→ SET TASK
Look for the string "index" in the lines and copy each line that has it.

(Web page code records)
* * *

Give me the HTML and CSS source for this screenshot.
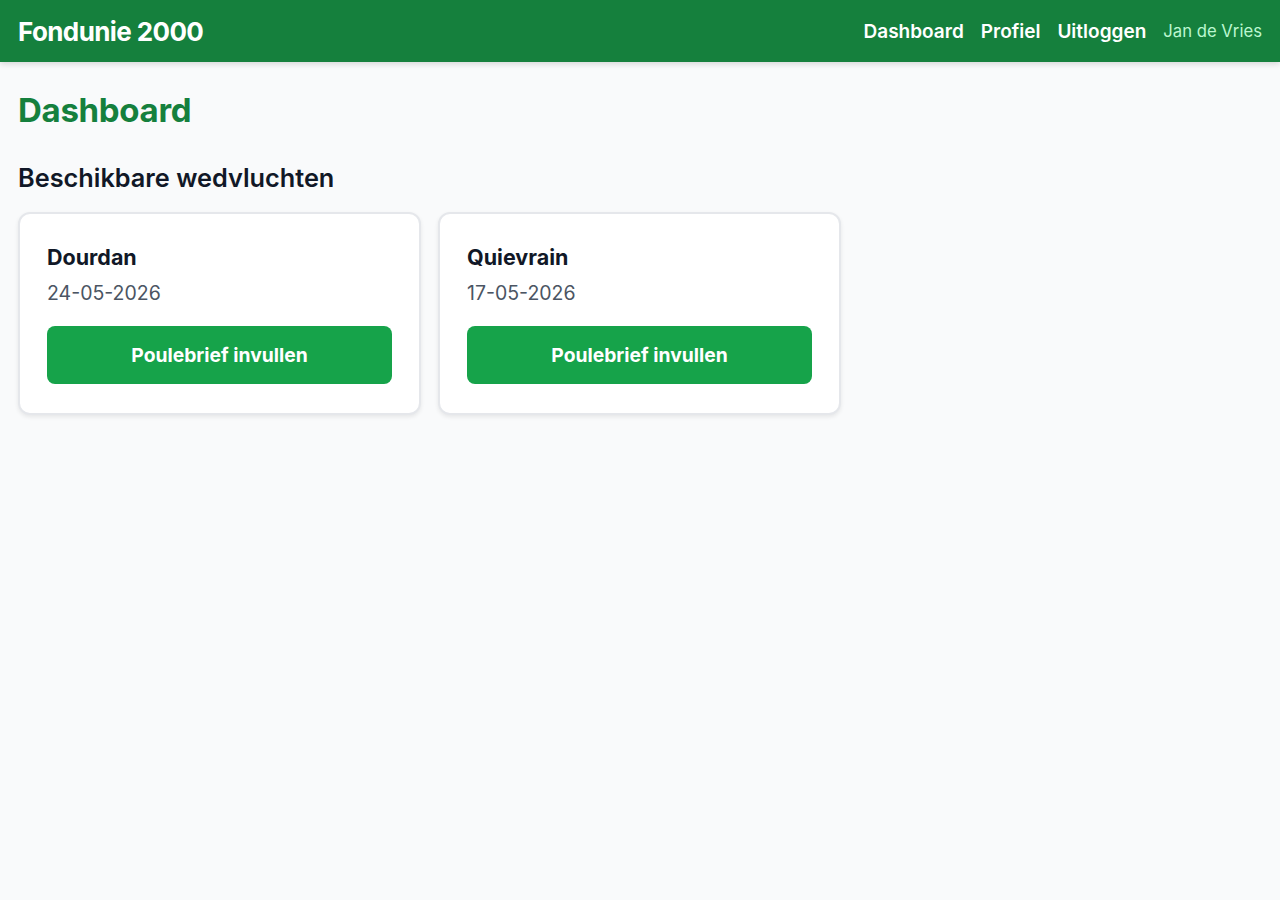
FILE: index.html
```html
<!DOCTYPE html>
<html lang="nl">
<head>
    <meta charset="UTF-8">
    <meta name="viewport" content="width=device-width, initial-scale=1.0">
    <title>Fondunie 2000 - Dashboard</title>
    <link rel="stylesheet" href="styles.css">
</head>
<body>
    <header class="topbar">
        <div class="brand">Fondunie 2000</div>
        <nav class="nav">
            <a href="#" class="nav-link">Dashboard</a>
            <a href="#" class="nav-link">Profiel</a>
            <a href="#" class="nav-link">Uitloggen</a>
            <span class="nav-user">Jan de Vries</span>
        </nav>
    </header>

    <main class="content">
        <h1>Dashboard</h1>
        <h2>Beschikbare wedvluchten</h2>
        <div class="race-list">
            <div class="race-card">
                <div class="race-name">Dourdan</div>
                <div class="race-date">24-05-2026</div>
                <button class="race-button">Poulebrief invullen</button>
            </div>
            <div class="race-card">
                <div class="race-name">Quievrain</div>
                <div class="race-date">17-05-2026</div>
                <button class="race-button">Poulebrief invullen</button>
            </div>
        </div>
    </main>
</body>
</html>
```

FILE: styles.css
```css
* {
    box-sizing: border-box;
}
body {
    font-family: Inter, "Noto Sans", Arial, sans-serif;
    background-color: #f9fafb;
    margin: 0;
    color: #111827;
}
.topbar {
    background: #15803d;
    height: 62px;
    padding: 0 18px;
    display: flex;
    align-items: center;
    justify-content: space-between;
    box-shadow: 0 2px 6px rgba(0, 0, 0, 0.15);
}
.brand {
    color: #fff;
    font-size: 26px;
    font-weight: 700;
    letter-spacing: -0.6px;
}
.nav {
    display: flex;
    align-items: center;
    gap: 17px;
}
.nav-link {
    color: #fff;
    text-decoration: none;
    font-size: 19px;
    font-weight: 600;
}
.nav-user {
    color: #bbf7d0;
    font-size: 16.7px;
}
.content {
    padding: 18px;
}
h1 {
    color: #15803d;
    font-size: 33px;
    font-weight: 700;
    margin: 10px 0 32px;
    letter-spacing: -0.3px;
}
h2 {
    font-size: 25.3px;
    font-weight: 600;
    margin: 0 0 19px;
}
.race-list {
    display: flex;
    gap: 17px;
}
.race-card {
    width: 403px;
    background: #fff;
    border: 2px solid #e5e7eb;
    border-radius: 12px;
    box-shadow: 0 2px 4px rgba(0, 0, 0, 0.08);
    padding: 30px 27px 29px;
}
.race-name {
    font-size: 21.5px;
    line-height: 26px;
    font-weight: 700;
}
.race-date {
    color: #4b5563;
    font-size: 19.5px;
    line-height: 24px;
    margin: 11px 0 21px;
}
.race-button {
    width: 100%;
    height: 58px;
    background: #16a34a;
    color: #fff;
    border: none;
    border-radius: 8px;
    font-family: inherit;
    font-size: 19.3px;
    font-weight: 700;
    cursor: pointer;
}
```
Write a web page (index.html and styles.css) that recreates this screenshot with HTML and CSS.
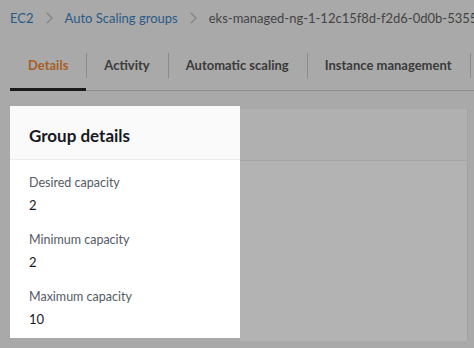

* * *

→ TASK OUTPUT
FILE: index.html
Write a web page (index.html and styles.css) that recreates this screenshot with HTML and CSS.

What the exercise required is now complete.